A federal jury convicted Brown, 48, in December of five felonies and one misdemeanor involving two illegal guns and two hand grenades, and possession of a classified document. The items were found during a search last year of his Tampa property.

Brown was acquitted of four other document possession-related charges.

U.S. District Judge Susan Bucklew called Brown’s military service extraordinary but questioned his remorse as she handed down the 87-month sentence.

“You’ve absolutely accepted no responsibility for what you’ve done in this case,” Bucklew said. “And you were defiant to the end. You essentially, in many ways, held yourself above the law.”

(AP Photo/Jose Luis Magana, File)

Brown asked for time served, currently totaling 17 months. Several Brown supporters wrote letters on his behalf, and his mother Lisa was one of three who asked for leniency during the hearing.

“This man right there is no criminal,” Brown’s mother said. “He’s a good man.”

At one point, she turned to the prosecution team and admonished them for not allowing Brown to visit her while she was hospitalized.

“I was denied that by you people,” Lisa Brown said with a frustrated tone while pointing her finger at the prosecution. “I almost died.”

After the hearing, she said the sentence was not fair.

“What happened today is not justice,” she said. “They lied.”

Assistant U.S. Attorney Daniel Marcet argued Brown lied on the stand and deserved the higher end of the sentencing guideline of 87 to 108 months.

“The defendant looked the jury in the eye and lied and lied and lied,” Marcet said.

Marcet told the court the grenades put the community where Brown lived in danger.

Brown also turned toward the prosecution team during the hearing and glared at them while he criticized their case.

“These prosecutors have made false claims to this court,” Brown said. “I am honorably retired. There is nothing honorable about the Department of Justice’s fraud on this court.”

In a news release, FBI Tampa Special Agent David Walker said Brown’s case shows how the agency is protecting the country.

“The communities we serve can be assured by investigations such as this that the FBI and its law enforcement partners are working diligently and tirelessly to support the mission of protecting the American people and upholding the United States Constitution,” Walker said.

Brown is expected to be tried in Washington, D.C. at a later date for allegedly trespassing on Capitol grounds on Jan. 6. He is not accused of entering the building.

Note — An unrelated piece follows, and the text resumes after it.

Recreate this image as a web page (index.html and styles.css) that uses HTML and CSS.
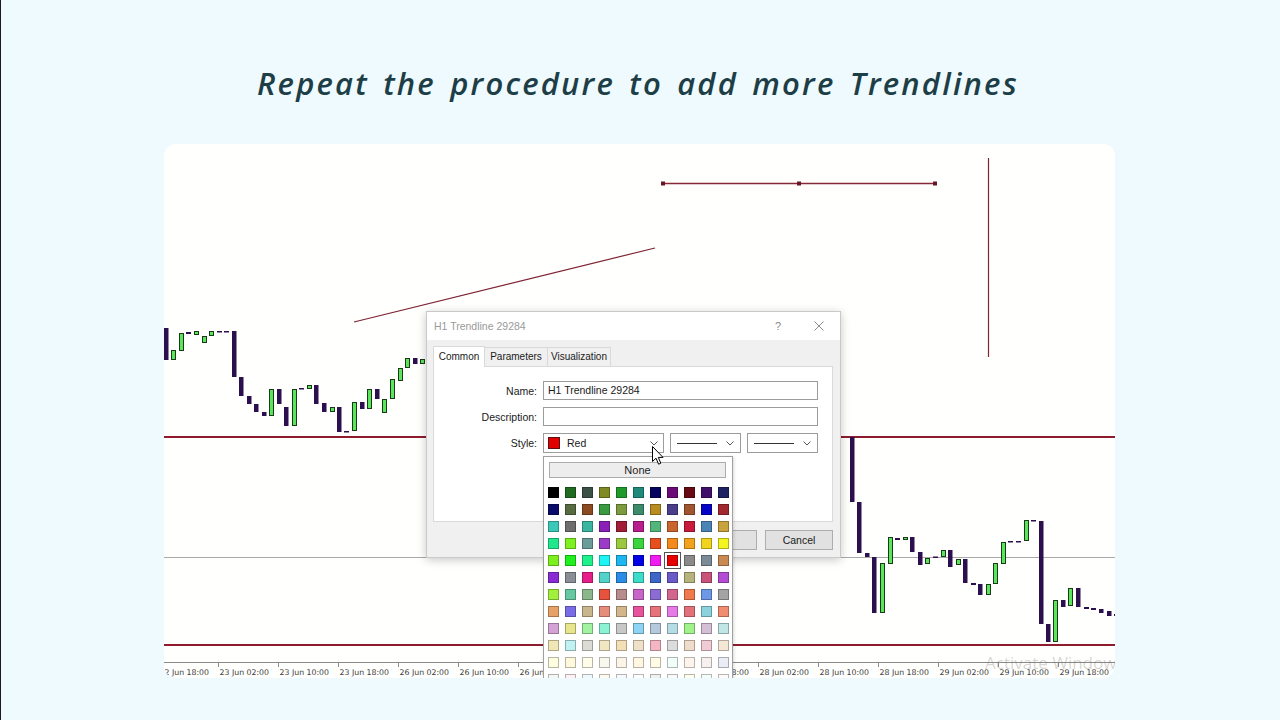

According to Brown, the Oath Keepers were in Washington to provide security for the Stop the Steal rally that took place before the siege.

In an interview with 8 On Your Side from the Pinellas County Jail, Brown said he told fellow Oath Keepers “don’t go in there” before they entered the Capitol.

(AP Photo/Manuel Balce Ceneta, File)

Brown claims the FBI tried to recruit him to provide inside information about the Oath Keepers during a meeting in Ybor City in early December 2020, about a month before the riot.

Why are so many Tampa Bay residents accused in Jan. 6 riot?

Brown also claims he was targeted by the feds for the social media remarks he made that were critical of the Jan. 6 investigation.

The U.S. Capitol siege that stalled the certification of the presidential election ended with five deaths and about 150 injuries.

According to the George Washington University Program on Extremism, 98 of the nearly 900 defendants are from Florida. About 40 percent are from the Bay Area.

Pinellas County has the highest number of local defendants with 10, tying for third in cases by county. The others in the top four are densely populated Los Angeles and Orange Counties in California and Illinois’ Cook County, where Chicago is located.